Mercedes have refused to rule out lodging a protest if rival teams run flexible rear wings at the forthcoming Azerbaijan Grand Prix.
Technical director James Allison said Mercedes would be keeping an eye on rival cars in Baku on 4-6 June.
“We’ll see what we see, and figure out what to do when we see it,” he said.
Asked if they were considering a protest if a car ran an obviously flexible rear wing, Allison said: “I’m not saying anything.”
Team principal Toto Wolff said last week at the Monaco Grand Prix that the directive from the FIA, motorsport’s world governing body, introducing the stiffer tests “says the movement of some rear wings has been judged as excessive – so teams who would run these kinds of wings are prone to being protested”.
Ferrari have admitted to running flexible rear wings this year, while Red Bull and Alpine have both said their cars will have to be modified to comply with the new rules when they are introduced for the French Grand Prix on 18-20 June.
Wolff said the Mercedes rear wing was “extremely rigid”, adding: “The new test is a half-baked solution which gives us an opportunity, and the whole thing can soften and bend more in the future.”
What do flexi-wings do?
The flexible wings bend back on the straights, reducing drag and increasing straight-line speed, before snapping back into place for optimum downforce in the corners.

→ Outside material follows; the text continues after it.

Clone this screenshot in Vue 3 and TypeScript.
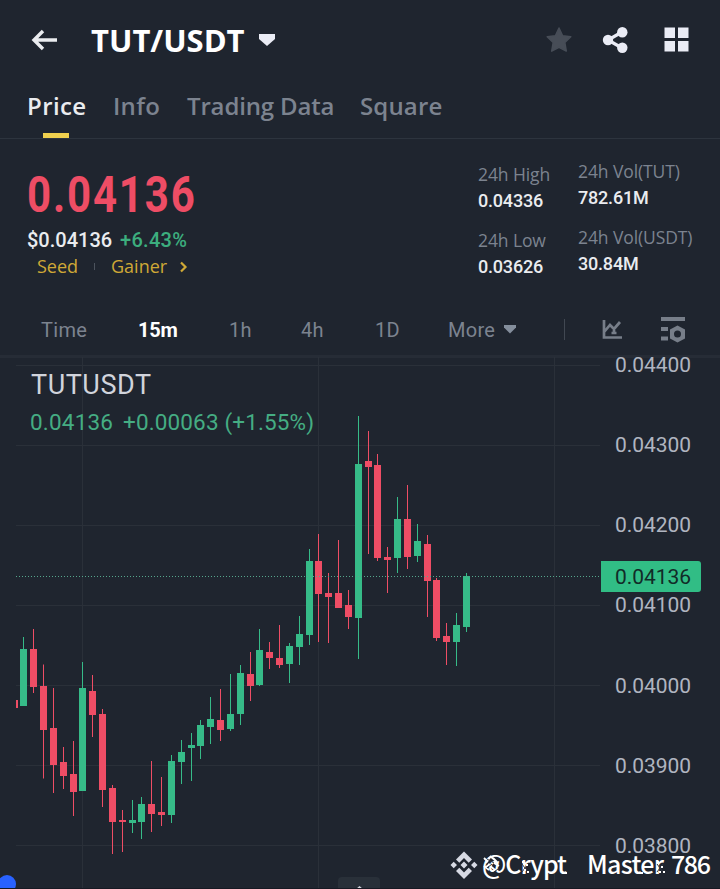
<script setup lang="ts">
interface Candle { x: number; high: number; top: number; bottom: number; low: number; up: boolean }
type Row = [number, number, number, number, number, 0 | 1]

const rows: Row[] = [
  [23.5, 637, 649, 706, 706, 1], [33.5, 629, 649, 687, 693, 0], [43.5, 664.5, 686, 730, 778.5, 0],
  [53.5, 688, 728, 765, 793, 0], [63.5, 747, 762, 776, 789, 0], [73.5, 741, 774, 792, 816, 0],
  [82.5, 662, 688, 791, 791, 1], [92.5, 675, 691, 715, 737, 0], [102.5, 709, 714, 790, 807, 0],
  [112.5, 785, 788, 822, 854, 0], [122.5, 810, 820, 822, 852, 0], [132.5, 800, 820, 823, 833, 1],
  [141.5, 797, 804, 822, 839, 1], [151.5, 761, 804, 814, 832, 0], [161.5, 777, 812, 815, 826, 0],
  [171.5, 755, 761, 815, 823, 1], [181.5, 740, 752, 762, 784, 1], [191.5, 733, 745, 748, 781, 1],
  [200.5, 720, 725, 746, 759, 1], [210.5, 697, 719, 727, 744, 1], [220.5, 689, 720, 730, 741, 0],
  [230.5, 674, 714, 729, 731, 1], [240.5, 665, 673, 714, 725, 1], [250.5, 652, 674, 686, 701, 0],
  [259.5, 629, 650, 685, 686, 1], [269.5, 642, 652, 658, 669, 0], [279.5, 625, 658, 665, 668, 0],
  [289.5, 643, 646, 664, 683, 1], [299.5, 616, 634, 647, 665, 1], [309.5, 549, 561, 635, 645, 1],
  [318.5, 534, 561, 594, 642, 0], [328.5, 573, 593, 597, 643, 0], [338.5, 540, 593, 608, 608, 0],
  [348.5, 590, 605, 617, 629, 0], [358.5, 416, 464, 618, 659, 1], [368.5, 431, 461, 467, 554, 0],
  [377.5, 454, 465, 558, 561, 0], [387.5, 547, 557, 560, 593, 0], [397.5, 497, 519, 558, 573, 1],
  [407.5, 485, 519, 557, 569, 0], [417.5, 524, 541, 556, 562, 1], [427.5, 535, 544, 581, 617, 0],
  [436.5, 578, 580, 638, 641, 0], [446.5, 623, 636, 642, 665, 0], [456.5, 613, 625, 642, 666, 1],
  [466.5, 573, 576, 627, 632, 1],
]
const candles: Candle[] = rows.map(([x, high, top, bottom, low, up]) => ({ x, high, top, bottom, low, up: up === 1 }))
const levels = [
  { label: '0.04400', y: 365.5, base: 372 }, { label: '0.04300', y: 445.5, base: 452 },
  { label: '0.04200', y: 525.5, base: 532 }, { label: '0.04100', y: 605.5, base: 612 },
  { label: '0.04000', y: 685.5, base: 693 }, { label: '0.03900', y: 765.5, base: 773 },
  { label: '0.03800', y: 845.5, base: 853 },
]
const columns = [82.5, 318.5, 554.5]
const stats = [
  [{ label: '24h High', value: '0.04336' }, { label: '24h Low', value: '0.03626' }],
  [{ label: '24h Vol(TUT)', value: '782.61M' }, { label: '24h Vol(USDT)', value: '30.84M' }],
]
</script>

<template>
  <main class="app">
    <header class="bar">
      <svg class="back" width="28" height="22" viewBox="0 0 28 22"><path d="M13 2 4 11l9 9M4 11h23" fill="none" stroke="#eaecef" stroke-width="3.4" /></svg>
      <h1>TUT/USDT</h1>
      <svg class="drop" width="18" height="14" viewBox="0 0 18 14"><path d="M1 1h16v5l-8 7-8-7z" fill="#eaecf5" /></svg>
      <svg class="star" width="28" height="28" viewBox="0 0 28 28"><path d="m14 2 3.600 7.700 8.200 1-6 5.800 1.500 8.600-7.300-3.800-7.300 3.800 1.500-8.600-6-5.800 8.200-1z" fill="#474d57" stroke="#474d57" stroke-width="1.500" stroke-linejoin="round" /></svg>
      <svg class="share" width="28" height="28" viewBox="0 0 28 28"><path d="M21 6 7 14l14 8" fill="none" stroke="#eaecf5" stroke-width="3.200" /><circle cx="7" cy="14" r="5.200" fill="#eaecf5" /><circle cx="21.300" cy="6.200" r="5.200" fill="#eaecf5" /><circle cx="21.300" cy="21.800" r="5.200" fill="#eaecf5" /></svg>
      <svg class="tiles" width="25" height="25" viewBox="0 0 25 25"><path d="M.5.5H11V11H.5zM14 .5h10.500V11H14zM.5 14H11v10.500H.5zM14 14h10.500v10.500H14z" fill="#eaecf5" /></svg>
    </header>
    <nav class="tabs">
      <span class="tab price-tab">Price</span><span class="tab info">Info</span><span class="tab trading">Trading Data</span><span class="tab square">Square</span>
    </nav>
    <section class="summary">
      <div class="quote">
        <div class="price">0.04136</div>
        <div class="fiat"><span class="usd">$0.04136</span><span class="gain">+6.43%</span></div>
        <div class="tags"><span class="seed">Seed</span><i /><span class="gainer">Gainer</span><svg width="9" height="12" viewBox="0 0 9 12"><path d="m2 1.500 4.500 4.500L2 10.500" fill="none" stroke="#d0a936" stroke-width="2.200" /></svg></div>
      </div>
      <div v-for="(col, c) in stats" :key="c" class="stats" :class="{ volumes: c === 1 }">
        <dl v-for="s in col" :key="s.label"><dt>{{ s.label }}</dt><dd>{{ s.value }}</dd></dl>
      </div>
    </section>
    <nav class="ranges">
      <span class="time">Time</span><b>15m</b><span class="hour">1h</span><span class="four">4h</span><span class="day">1D</span><span class="more">More</span>
      <svg class="caret" width="12" height="9" viewBox="0 0 12 9"><path d="M0 0h12v2.500L6 8.500 0 2.500z" fill="#848e9c" /></svg>
      <i class="split" />
      <svg class="plot-icon" width="20" height="20" viewBox="0 0 20 20"><path d="M2 0v17.500h18M2.500 11.500 8 5l4 4 6-7M9.500 13h5M12 10v3" fill="none" stroke="#777e89" stroke-width="2.700" /></svg>
      <svg class="settings" width="25" height="26" viewBox="0 0 25 26"><path d="M0 0h24v4H0zM0 10h7v4H0zM0 19.500h7v4H0z" fill="#777e89" /><path fill-rule="evenodd" d="m16.500 8.500 7.500 4v9l-7.500 4-7.500-4v-9zM16.500 13.500a3.500 3.500 0 1 0 0 7 3.500 3.500 0 0 0 0-7z" fill="#777e89" /></svg>
    </nav>
    <svg class="chart" width="720" height="531" viewBox="0 358 720 531">
      <g stroke="#2a3039">
        <line v-for="l in levels" :key="l.y" x1="16" x2="600" :y1="l.y" :y2="l.y" />
        <line v-for="x in columns" :key="x" :x1="x" :x2="x" y1="357" y2="889" />
      </g>
      <rect x="16" y="700" width="2" height="8" fill="#ee4d65" />
      <g v-for="c in candles" :key="c.x" :fill="c.up ? '#36bb88' : '#ee4d65'">
        <rect :x="c.x - 0.5" :y="c.high" width="1" :height="c.low - c.high" />
        <rect :x="c.x - 3.5" :y="c.top" width="7" :height="c.bottom - c.top" />
      </g>
      <line x1="16" x2="600" y1="576.5" y2="576.5" stroke="#55a68c" stroke-dasharray="1 2" />
      <text x="31" y="394" class="symbol" textLength="120">TUTUSDT</text>
      <text x="30" y="430" class="last" textLength="83">0.04136</text>
      <text x="123" y="430" class="last" textLength="191">+0.00063 (+1.55%)</text>
      <text v-for="l in levels" :key="l.label" x="615" :y="l.base" class="level" textLength="76">{{ l.label }}</text>
      <path d="M601 561h97q3 0 3 3v25q0 3-3 3h-97z" fill="#31bd85" />
      <text x="615" y="584" class="current" textLength="76">0.04136</text>
      <circle cx="7" cy="884" r="9" fill="#2962ff" />
      <rect x="338" y="877" width="42" height="18" rx="4" fill="#293039" />
      <path d="m356 890 3.500-3 3.500 3" fill="none" stroke="#d1d4dc" stroke-width="1.500" />
      <rect y="888" width="720" height="1" fill="#171923" />
      <g fill="#d7dae4">
        <path d="m464 851.500 8 8-3.300 3.200-4.700-4.700-4.700 4.700-3.300-3.200zM464 879l8-8-3.300-3.200-4.700 4.700-4.700-4.700-3.300 3.200zM464 861.500l3.500 3.500-3.500 3.500-3.500-3.500zM453.700 861.800l3.300 3.200-3.300 3.200-3.200-3.200zM474.300 861.800l3.200 3.200-3.200 3.200-3.300-3.200z" />
      </g>
      <text x="482" y="874" class="watermark" textLength="85">@Crypt</text>
      <text x="587" y="874" class="watermark" textLength="77">Master</text>
      <text x="671" y="874" class="watermark" textLength="40">786</text>
      <path d="m484 858 4 4m2-5-4 6m7-5 4 4m-9 2 7 6m-9-3 4-3m4-1 5 3M484 866l5 4m1-14 6 5" stroke="#fff" stroke-width="1.800" />
      <path d="m487 859 7 4m-7 5 5-4m2 8 4-3M522 864l6 8m0-8-6 8M657 864l6 8m0-8-6 8" stroke="#343944" stroke-width="1" />
      <path d="M522 861h2v2h-2zm4 3h2v2h-2zm-2 5h2v2h-2zm3 2h2v2h-2zM657 861h2v2h-2zm4 5h2v2h-2zm-2 5h2v2h-2zm4 0h2v2h-2zM563 872h4v2h-4zM639 872h4v2h-4z" fill="#fff" />
    </svg>
  </main>
</template>

<style>
body { margin: 0; background: #1f252f; }
</style>
<style scoped>
.app { width: 720px; height: 889px; overflow: hidden; background: #1f252f; color: #eaecef; font-family: Roboto, sans-serif; }
.bar { box-sizing: border-box; height: 79px; padding-left: 30px; display: flex; align-items: center; }
.back { margin-right: 33px; }
h1 { width: 154px; margin: 1px 13px 0 0; font: 700 31px/40px "Open Sans", sans-serif; white-space: nowrap; color: #fff; }
.star { margin: 1px 28px 0 269px; }
.share { margin-right: 35px; }
.tabs { box-sizing: border-box; height: 60px; padding-left: 27px; display: flex; border-bottom: 1px solid #2d343e; color: #7c838f; font: 600 24px/53px "Open Sans", sans-serif; }
.tab { white-space: nowrap; }
.price-tab { width: 59px; margin-right: 27px; color: #eaecef; letter-spacing: .4px; position: relative; }
.price-tab::after { content: ""; position: absolute; left: 16px; bottom: 0; width: 26px; height: 5px; background: #f0d04e; }
.info { width: 48px; margin-right: 26px; letter-spacing: .3px; }
.trading { width: 147px; margin-right: 26px; letter-spacing: -.15px; }
.square { letter-spacing: .15px; }
.summary { box-sizing: border-box; height: 162px; display: flex; padding: 22px 0 0 27px; }
.quote { width: 451px; padding-top: 3px; }
.price { height: 63px; font: 700 50px/62px Roboto, sans-serif; letter-spacing: 2.200px; color: #ee4d65; transform: scaleX(.84); transform-origin: left; }
.fiat { display: flex; height: 26px; font: 500 20px/26px Roboto, sans-serif; }
.usd { width: 93px; }
.gain { color: #3cae7e; letter-spacing: .3px; }
.tags { display: flex; align-items: center; height: 27px; padding-left: 10px; color: #d0a936; font: 400 18px/27px "Open Sans", sans-serif; }
.seed { width: 57px; }
.tags i { width: 1px; height: 7px; margin-right: 16px; background: #4c535d; }
.gainer { width: 68px; }
.stats { width: 100px; white-space: nowrap; }
.volumes { width: 120px; margin-top: -3px; }
dl { margin: 0; height: 66px; }
dt { color: #7c838f; font: 400 17.500px/26px "Open Sans", sans-serif; letter-spacing: -.1px; }
dd { margin: 0; font: 500 18px/27px Roboto, sans-serif; letter-spacing: -.2px; }
.ranges { box-sizing: border-box; height: 57px; padding: 3px 0 0 41px; display: flex; align-items: center; border-bottom: 3px solid #262c36; color: #7c838f; font-size: 20px; letter-spacing: .3px; }
.ranges b { width: 91px; color: #fff; font-weight: 700; letter-spacing: -.2px; }
.time { width: 97px; }
.hour { width: 72px; }
.four { width: 74px; }
.day { width: 73px; }
.more { width: 56px; }
.split { width: 1px; height: 21px; margin: 0 37px 0 48px; background: #414852; }
.settings { margin-left: 39px; }
.chart { display: block; overflow: visible; font-family: Roboto, sans-serif; }
.symbol { font-size: 27px; fill: #d1d4dc; }
.last { font-size: 22.500px; fill: #45ad83; }
.level { font-size: 21px; fill: #b0b5c0; }
.current { font-size: 21px; fill: #112b28; }
.watermark { font: 500 25px "Noto Sans CJK SC", sans-serif; fill: #fff; }
</style>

This allows teams to run more downforce on their cars in the corners while not suffering the drag penalty this would usually cause on the straight, or to increase straight-line speed while maintaining satisfactory levels of downforce.
Allison pointed out that the Baku track “certainly is a track where they are particularly effective”.
This is because it has the longest pit ‘straight’ on the calendar, in addition to a series of right-angled corners and a low-grip surface where more downforce pays dividends in terms of grip.
Why is the test not already in place?
The decision to delay the imposition of the stiffer load tests aimed at preventing the use of flexible wings was made to give the teams time to adjust their cars to the change.
But Wolff has called the decision “incomprehensible”, saying it is a “messy situation” that leaves F1 “in no-man’s land”.
McLaren team principal Andreas Seidl has also said he “strong disagreed” with the delay.
Red Bull team principal Christian Horner described the tougher tests as “effectively a change in regulations”, a view shared by Alpine chief executive officer Laurent Rossi and Alfa Romeo team principal Frederic Vasseur.
Vasseur described the FIA’s move mid-season as “a joke”.
However, so-called “moveable aerodynamic devices” have been banned in F1 for decades.
Article 3.8 of the F1 technical regulations states that bodywork must be “rigidly secured to the entirely sprung part of the car” and “remain immobile in relation to the sprung part of the car”.
Seidl said: “The tests mentioned in the regulations at the moment are in place to, let’s say, additionally support [the] FIA to check in a straightforward way if the cars are complying with the regulations.
“But it doesn’t mean that only these tests are the criteria as to whether the car is legal or not.”